Eric Maillard (qui a eu la gentillesse de citer mon blog) soulève un vrai paradoxe entre image et réalité. Il suffit d'aller faire un tour dans les bistrots de province pour s'en rendre compte: un sujet régional traité dans le quotidien régional a plus d'impact auprès de la population locale que le même sujet publié dans un quotidien national.
Les patrons de presse du monde entier n'ont aujourd'hui qu'un mot à la bouche: "proximité". Même les médias nationaux parient sur la proximité et la personnalisation de l'info.

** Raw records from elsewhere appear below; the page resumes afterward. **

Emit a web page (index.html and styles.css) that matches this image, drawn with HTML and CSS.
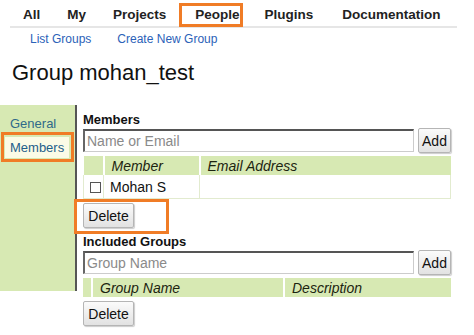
FILE: index.html
```html
<!DOCTYPE html>
<html lang="en">
<head>
    <meta charset="UTF-8">
    <title>Group mohan_test</title>
    <link rel="stylesheet" href="styles.css">
</head>
<body>
    <div class="topnav">
        <a class="nav-item">All</a>
        <a class="nav-item">My</a>
        <a class="nav-item">Projects</a>
        <a class="nav-item marked">People</a>
        <a class="nav-item">Plugins</a>
        <a class="nav-item">Documentation</a>
    </div>
    <div class="subnav">
        <a>List Groups</a>
        <a>Create New Group</a>
    </div>
    <h1 class="title">Group mohan_test</h1>

    <div class="layout">
        <div class="sidebar">
            <a class="side-link">General</a>
            <a class="side-link active">Members</a>
        </div>
        <div class="main">
            <div class="section-title">Members</div>
            <div class="add-row">
                <input class="text-input" type="text" placeholder="Name or Email">
                <button class="btn">Add</button>
            </div>
            <table class="grid">
                <tr>
                    <th class="check-col"></th>
                    <th class="member-col">Member</th>
                    <th>Email Address</th>
                </tr>
                <tr>
                    <td class="check-cell"><span class="checkbox"></span></td>
                    <td class="name-cell">Mohan S</td>
                    <td></td>
                </tr>
            </table>
            <div class="delete-row marked-box">
                <button class="btn">Delete</button>
            </div>

            <div class="section-title">Included Groups</div>
            <div class="add-row">
                <input class="text-input" type="text" placeholder="Group Name">
                <button class="btn">Add</button>
            </div>
            <table class="grid">
                <tr>
                    <th class="narrow-col"></th>
                    <th class="group-col">Group Name</th>
                    <th>Description</th>
                </tr>
            </table>
            <div class="delete-row">
                <button class="btn">Delete</button>
            </div>
        </div>
    </div>
</body>
</html>
```

FILE: styles.css
```css
body {
    font-family: "Liberation Sans", Arial, sans-serif;
    margin: 0;
    background-color: #fff;
    color: #111;
}
a {
    cursor: pointer;
}
.topnav {
    display: flex;
    margin: 0 17px 0 10px;
    padding-top: 4px;
    height: 22px;
    border-bottom: 2px solid #e6e6e6;
    align-items: center;
}
.nav-item {
    display: block;
    font-size: 13.5px;
    line-height: 16px;
    font-weight: bold;
    color: #222;
    padding: 0 13px;
    margin-right: 1px;
}
.nav-item:nth-child(3) {
    margin-right: 0;
}
.nav-item:nth-child(4) {
    padding: 0 11px 0 16px;
}
.nav-item:nth-child(5) {
    margin-right: 3px;
}
.marked {
    position: relative;
}
/* orange annotation frame */
.marked::after {
    content: "";
    position: absolute;
    left: 0;
    right: 8px;
    top: -4px;
    bottom: -4px;
    border: 3px solid #f07c26;
}
.subnav {
    display: flex;
    gap: 26px;
    padding: 4px 0 0 30px;
    font-size: 12px;
    height: 16px;
}
.subnav a {
    color: #2b62b8;
}
.title {
    font-size: 22px;
    font-weight: normal;
    margin: 12px 0 0 12px;
    color: #111;
    height: 45px;
}
.layout {
    display: flex;
    align-items: flex-start;
}
.sidebar {
    width: 77px;
    height: 186px;
    background-color: #d7e9b3;
    border-right: 2px solid #555;
    padding-top: 9px;
    box-sizing: border-box;
    display: flex;
    flex-direction: column;
}
.side-link {
    font-size: 13px;
    color: #2f6a8a;
    padding: 2px 0 2px 10px;
}
.side-link.active {
    position: relative;
    background-color: #fbfbe6;
    margin: 4px 6px 0 5px;
    padding: 3px 0 3px 5px;
    color: #1f5f8a;
}
.side-link.active::after {
    content: "";
    position: absolute;
    left: -4px;
    right: -5px;
    top: -5px;
    bottom: -4px;
    border: 3px solid #f07c26;
}
.main {
    margin-left: 6px;
    width: 368px;
    padding-top: 7px;
}
.section-title {
    font-size: 13px;
    font-weight: bold;
    color: #111;
    height: 16px;
}
.add-row {
    display: flex;
    align-items: center;
    gap: 4px;
}
.text-input {
    width: 331px;
    height: 23px;
    box-sizing: border-box;
    border: 1px solid #ccc;
    border-top: 2px solid #555;
    border-left: 2px solid #666;
    font-family: "Liberation Sans", Arial, sans-serif;
    font-size: 14px;
    padding: 0 2px;
    margin: 0;
}
.text-input::placeholder {
    color: #8a8a8a;
}
.btn {
    font-family: "Liberation Sans", Arial, sans-serif;
    font-size: 14px;
    color: #111;
    height: 25px;
    padding: 0 5px;
    border: 1px solid #b5b5b5;
    border-radius: 2px;
    background: linear-gradient(#fbfbfb, #e2e2e2);
    box-shadow: 1px 1px 1px rgba(0, 0, 0, 0.2);
    margin: 0;
}
.add-row .btn {
    width: 33px;
    padding: 0;
}
.grid {
    width: 368px;
    table-layout: fixed;
    border-collapse: collapse;
    margin-top: 3px;
    font-size: 14px;
}
.grid th {
    background-color: #d7e9b3;
    font-style: italic;
    font-weight: normal;
    text-align: left;
    height: 19px;
    padding: 0 0 0 7px;
    border-left: 2px solid #fff;
    color: #1c2410;
}
.grid th:first-child {
    border-left: none;
}
.grid td {
    height: 23px;
    padding: 0;
    border: 1px solid #e2ebcf;
    border-top: none;
}
.check-col {
    width: 12px;
}
.grid th.member-col {
    width: 87px;
}
.narrow-col {
    width: 1px;
}
.grid th.group-col {
    width: 183px;
}
.grid td.check-cell {
    padding-left: 6px;
}
.grid td.name-cell {
    padding-left: 6px;
}
.checkbox {
    display: inline-block;
    width: 9px;
    height: 9px;
    border: 1px solid #555;
    background-color: #fff;
    vertical-align: middle;
}
.delete-row {
    padding: 4px 0 0 0;
    height: 31px;
}
.delete-row .btn {
    width: 51px;
    padding: 0;
}
.marked-box {
    position: relative;
}
.marked-box::after {
    content: "";
    position: absolute;
    left: -9px;
    top: 0;
    width: 89px;
    height: 29px;
    border: 3px solid #f07c26;
}
```
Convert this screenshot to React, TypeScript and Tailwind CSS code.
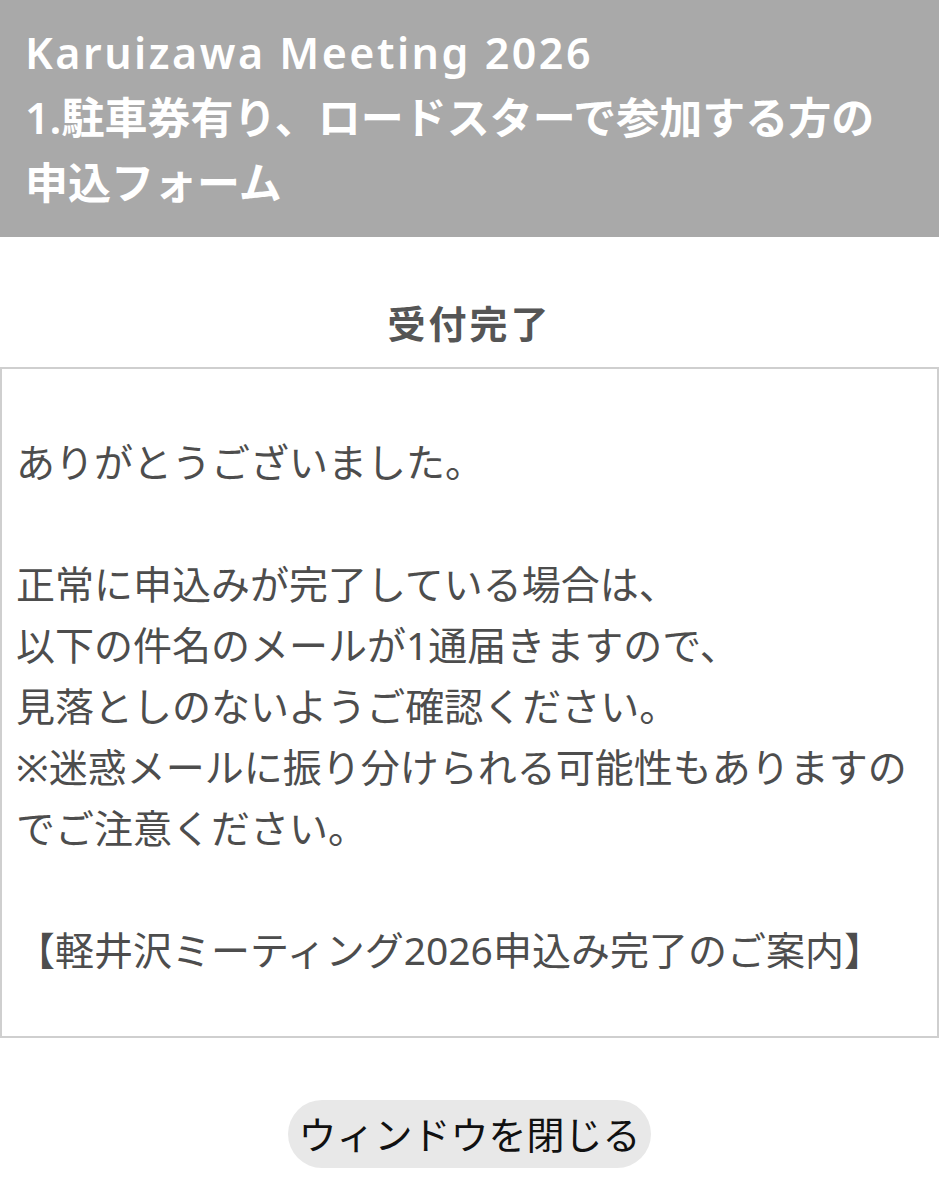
import React from 'react';

const jp = "font-['Noto_Sans','Noto_Sans_CJK_JP',sans-serif]";

export default function App() {
  return (
    <div className={`min-h-[1199px] w-full bg-white ${jp}`}>
      <header className="bg-[#a9a9a9] px-[25px] pt-[20px] pb-[22px] text-[43px] leading-[65px] font-semibold text-white">
        <span className="tracking-[2.5px]">Karuizawa Meeting 2026</span>
        <br />
        1.駐車券有り、ロードスターで参加する方の
        <br />
        申込フォーム
      </header>

      <h2 className="mt-[58px] text-center text-[38px] leading-[56px] font-bold tracking-[3px] text-[#555]">
        受付完了
      </h2>

      <div className="mt-[16px] border-2 border-[#cfcfcf] px-[14px] pt-[62px] pb-[56px] text-[39px] leading-[61px] text-[#4d4d4d] whitespace-nowrap">
        <p>ありがとうございました。</p>
        <p>&nbsp;</p>
        <p>正常に申込みが完了している場合は、</p>
        <p>以下の件名のメールが1通届きますので、</p>
        <p>見落としのないようご確認ください。</p>
        <p>※迷惑メールに振り分けられる可能性もありますの</p>
        <p>でご注意ください。</p>
        <p>&nbsp;</p>
        <p>【軽井沢ミーティング2026申込み完了のご案内】</p>
      </div>

      <div className="mt-[62px] flex justify-center">
        <button
          type="button"
          className="rounded-full bg-[#e8e8e8] px-[10px] h-[68px] text-[38px] leading-[68px] text-[#111]"
        >
          ウィンドウを閉じる
        </button>
      </div>
    </div>
  );
}
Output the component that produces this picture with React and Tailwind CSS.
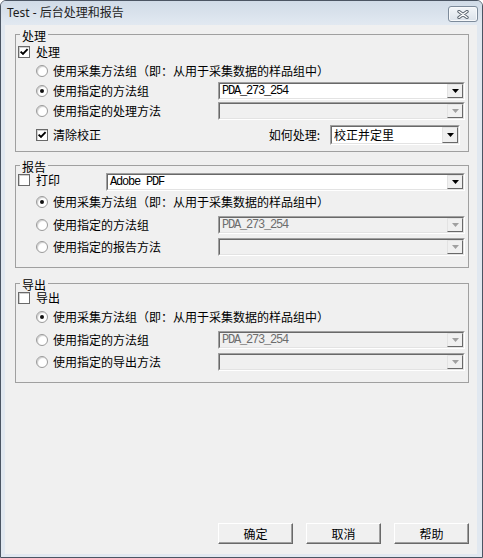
import React from 'react';

// Classic Win32 dialog: post-run processing & report settings
const CJK = "[font-family:'Noto_Sans_CJK_SC',sans-serif]";
const MONO = "[font-family:'Liberation_Mono',monospace] tracking-[-1.2px]";

function CheckBox({ checked }) {
  return (
    <span className="flex h-[12px] w-[12px] shrink-0 items-center justify-center border border-[#6a6a6a] bg-white shadow-[inset_1px_1px_0_#d0d0d0]">
      {checked && (
        <svg width="10" height="10" viewBox="0 0 10 10">
          <path d="M1.6 4.6 L4 7 L8.6 2.2" fill="none" stroke="#000" strokeWidth="1.9" />
        </svg>
      )}
    </span>
  );
}

function Radio({ on }) {
  return (
    <span className="flex h-[12px] w-[12px] shrink-0 items-center justify-center rounded-full border border-[#9a9a9a] bg-white shadow-[inset_1px_1px_1px_#cfcfcf]">
      {on && <span className="h-[4px] w-[4px] rounded-full bg-[#111]" />}
    </span>
  );
}

function Arrow({ disabled }) {
  return (
    <span className="flex w-[16px] shrink-0 items-center justify-center border border-t-[#e3e3e3] border-l-[#e3e3e3] border-b-[#696969] border-r-[#696969] bg-[#f0f0f0]">
      <svg width="7" height="4" viewBox="0 0 7 4">
        <polygon points="0,0 7,0 3.5,4" fill={disabled ? '#a0a0a0' : '#000'} />
      </svg>
    </span>
  );
}

function Combo({ value, disabled, mono, className = 'h-[18px]' }) {
  return (
    <div className={`flex min-w-0 border border-t-[#a0a0a0] border-l-[#a0a0a0] border-b-white border-r-white ${className}`}>
      <div
        className={`flex min-w-0 flex-1 border border-t-[#696969] border-l-[#696969] border-b-[#e3e3e3] border-r-[#e3e3e3] ${
          disabled ? 'bg-[#f0f0f0]' : 'bg-white'
        }`}
      >
        <span
          className={`flex flex-1 items-center truncate pl-[2px] text-[12px] ${mono ? MONO : ''} ${
            disabled ? 'text-[#6d6d6d]' : 'text-black'
          }`}
        >
          {value}
        </span>
        <Arrow disabled={disabled} />
      </div>
    </div>
  );
}

function Group({ title, className, children }) {
  return (
    <fieldset className={`min-w-0 border border-[#a0a0a0] pl-[2px] pr-[3px] ${className}`}>
      <legend className="ml-[2px] px-[2px] pt-[3px] text-[12px] leading-[12px]">{title}</legend>
      {children}
    </fieldset>
  );
}

function RadioRow({ on, label, className = 'h-[19px]', children }) {
  return (
    <div className={`flex items-center ${className}`}>
      <div className="flex w-[200px] shrink-0 items-center pl-[18px]">
        <Radio on={on} />
        <span className="ml-[5px] whitespace-nowrap text-[12px] leading-[16px]">{label}</span>
      </div>
      {children && <div className="min-w-0 flex-1">{children}</div>}
    </div>
  );
}

function Btn({ children }) {
  return (
    <button className="h-[21px] w-[75px] border border-t-white border-l-white border-b-[#696969] border-r-[#696969] bg-[#f0f0f0] text-[12px] leading-[19px] text-black shadow-[inset_-1px_-1px_0_#a0a0a0]">
      {children}
    </button>
  );
}

export default function App() {
  const group = '使用采集方法组（即：从用于采集数据的样品组中）';
  return (
    <div className={`flex h-[558px] w-[483px] flex-col overflow-hidden rounded-t-[6px] border border-[#4b5563] bg-[#e1e8f0] pb-[3px] pl-[4px] pr-[5px] text-black ${CJK}`}>
      {/* Title bar */}
      <div className="-ml-[4px] -mr-[5px] flex h-[24px] shrink-0 items-center justify-between bg-gradient-to-b from-[#d0dbe7] to-[#e2e9f1] pl-[6px] pr-[4px]">
        <span className="text-[12px] leading-[24px] text-[#1c1c1c] [font-family:'Noto_Sans','Noto_Sans_CJK_SC',sans-serif]">
          Test - 后台处理和报告
        </span>
        <button className="mt-[2px] flex h-[16px] w-[30px] items-center justify-center rounded-[3px] border border-[#7d8b9b] bg-gradient-to-b from-[#f3f6f9] to-[#dbe2ea] shadow-[inset_0_0_0_1px_#f7f9fb]">
          <svg width="12" height="9" viewBox="0 0 12 9">
            <path d="M2 1.5 L10 7.5 M10 1.5 L2 7.5" stroke="#5b6570" strokeWidth="3.4" strokeLinecap="round" />
            <path d="M2 1.5 L10 7.5 M10 1.5 L2 7.5" stroke="#ffffff" strokeWidth="1.4" strokeLinecap="round" />
          </svg>
        </button>
      </div>

      {/* Dialog body */}
      <div className="flex flex-1 flex-col bg-[#f0f0f0] pl-[10px] pr-[8px]">
        <Group title="处理" className="mt-[2px] pb-[6px]">
          <div className="mt-[2px] flex h-[16px] items-center">
            <CheckBox checked />
            <span className="ml-[6px] text-[12px] leading-[16px]">处理</span>
          </div>
          <RadioRow label={group} className="mt-[1px] h-[19px]" />
          <RadioRow on label="使用指定的方法组" className="mt-[1px] h-[19px]">
            <Combo value="PDA_273_254" mono />
          </RadioRow>
          <RadioRow label="使用指定的处理方法" className="mt-[1px] h-[19px]">
            <Combo value="" disabled />
          </RadioRow>
          <div className="mt-[5px] flex h-[20px] items-center">
            <div className="flex items-center pl-[18px]">
              <CheckBox checked />
              <span className="ml-[5px] text-[12px] leading-[16px]">清除校正</span>
            </div>
            <div className="flex-1" />
            <span className="text-[12px] leading-[16px]">如何处理:</span>
            <Combo value="校正并定里" className="ml-[10px] mr-[5px] h-[20px] w-[130px]" />
          </div>
        </Group>

        <Group title="报告" className="mt-[6px] pb-[10px]">
          <div className="flex h-[18px]">
            <div className="flex h-[14px] w-[88px] shrink-0 items-center">
              <CheckBox />
              <span className="ml-[6px] text-[12px] leading-[16px]">打印</span>
            </div>
            <div className="min-w-0 flex-1">
              <Combo value="Adobe PDF" mono />
            </div>
          </div>
          <RadioRow on label={group} className="mt-[1px] h-[20px]" />
          <RadioRow label="使用指定的方法组" className="mt-[2px] h-[21px]">
            <Combo value="PDA_273_254" mono disabled />
          </RadioRow>
          <RadioRow label="使用指定的报告方法" className="mt-[1px] h-[21px]">
            <Combo value="" disabled />
          </RadioRow>
        </Group>

        <Group title="导出" className="mt-[8px] pb-[10px]">
          <div className="flex h-[14px] items-center">
            <CheckBox />
            <span className="ml-[6px] text-[12px] leading-[16px]">导出</span>
          </div>
          <RadioRow on label={group} className="mt-[2px] h-[20px]" />
          <RadioRow label="使用指定的方法组" className="mt-[2px] h-[21px]">
            <Combo value="PDA_273_254" mono disabled />
          </RadioRow>
          <RadioRow label="使用指定的导出方法" className="mt-[1px] h-[21px]">
            <Combo value="" disabled />
          </RadioRow>
        </Group>

        <div className="flex-1" />
        <div className="flex justify-end gap-[13px] pb-[10px]">
          <Btn>确定</Btn>
          <Btn>取消</Btn>
          <Btn>帮助</Btn>
        </div>
      </div>
    </div>
  );
}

Et, signe qui ne trompe pas, après la "communauté" (encore une spécialité de la presse régionale), le "local" est en train de devenir le mot d'ordre chez les grands d'Internet, Yahoo, Google et MSN (avec notamment le développement du "local search" et la localisation de la pub).
Et pourtant, à Paris, comme en province (... et surtout en province !) on ne parvient pas à se défaire de cette image de "petit média". Local égal "sous national". C'est voir le problème à l'envers. Et ignorer que la presse locale a aujourd'hui de l'or entre les mains.

Orange se lance dans la téléphonie Wi-fi... et pourquoi pas la presse locale ?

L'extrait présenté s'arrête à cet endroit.